Religion and Spirituality in the Elderly (2)

senior Care

By Daniel B. Kaplan, PhD, MSW, Barbara J. Berkman, DSW, PhD

(Three important aspects of elderly life in which an intimate relationship with God can make a difference are described in this part of the article that we hope will offer useful information to senior leaders and ministers alike.)

Health-promoting practices In the elderly, active involvement in a religious community correlates with better maintained physical functioning and health. Some religious groups (eg, Mormons, Seventh-Day Adventists) advocate behaviors that enhance health, such as avoidance of tobacco and heavy alcohol use. Members of these groups are less likely to develop substance-related disorders, and they live longer than the general population. Social benefits Religious beliefs and practices often foster the development of community and broad social support networks.

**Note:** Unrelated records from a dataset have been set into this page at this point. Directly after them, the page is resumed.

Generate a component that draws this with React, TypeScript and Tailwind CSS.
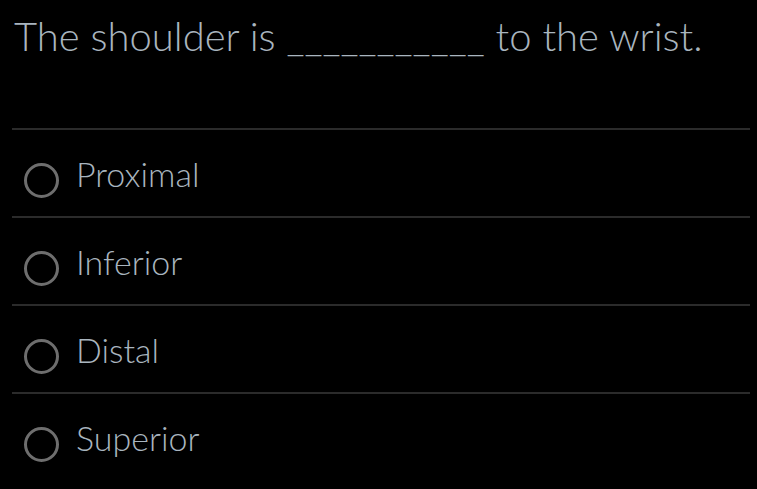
import React from 'react';

const options = ['Proximal', 'Inferior', 'Distal', 'Superior'];

const App: React.FC = () => {
  return (
    <div
      className="min-h-screen w-[757px] h-[489px] overflow-hidden bg-black text-[#a9b5bf]"
      style={{ fontFamily: 'Lato, "Liberation Sans", sans-serif' }}
    >
      {/* Question */}
      <div className="pl-[14px] pt-[12px] h-[128px] text-[40px] font-light leading-[48px]">
        The shoulder is ___________ to the wrist.
      </div>

      {/* Answers */}
      <div className="ml-[12px] mr-[7px]">
        {options.map((opt) => (
          <div key={opt} className="border-t-2 border-[#2b2b2b] h-[88px] flex items-start gap-[17px] pl-[12px]">
            <span className="mt-[33px] w-[35px] h-[35px] rounded-full border-[3px] border-[#6e6e6e] shrink-0" />
            <span className="mt-[27px] text-[34px] font-light leading-none">{opt}</span>
          </div>
        ))}
      </div>
    </div>
  );
};

export default App;
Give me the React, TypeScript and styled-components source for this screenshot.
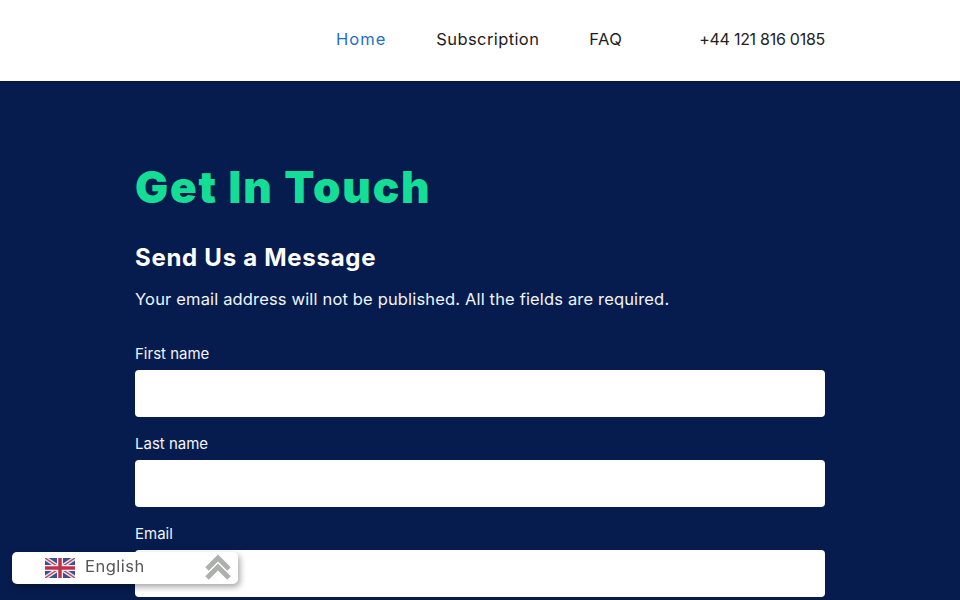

Increased social contact for the elderly increases the likelihood that disease will be detected early and that elderly people will comply with treatment regimens because members of their community interact with them and ask them questions about their health and medical care. Elderly people who have such community networks are less likely to neglect themselves. Caregivers Religious faith also benefits caregivers. In a study of caregivers of patients with Alzheimer disease or terminal cancer, caregivers with a strong personal religious faith and many social contacts were better able to cope with the stresses of caregiving during a 2-yr period.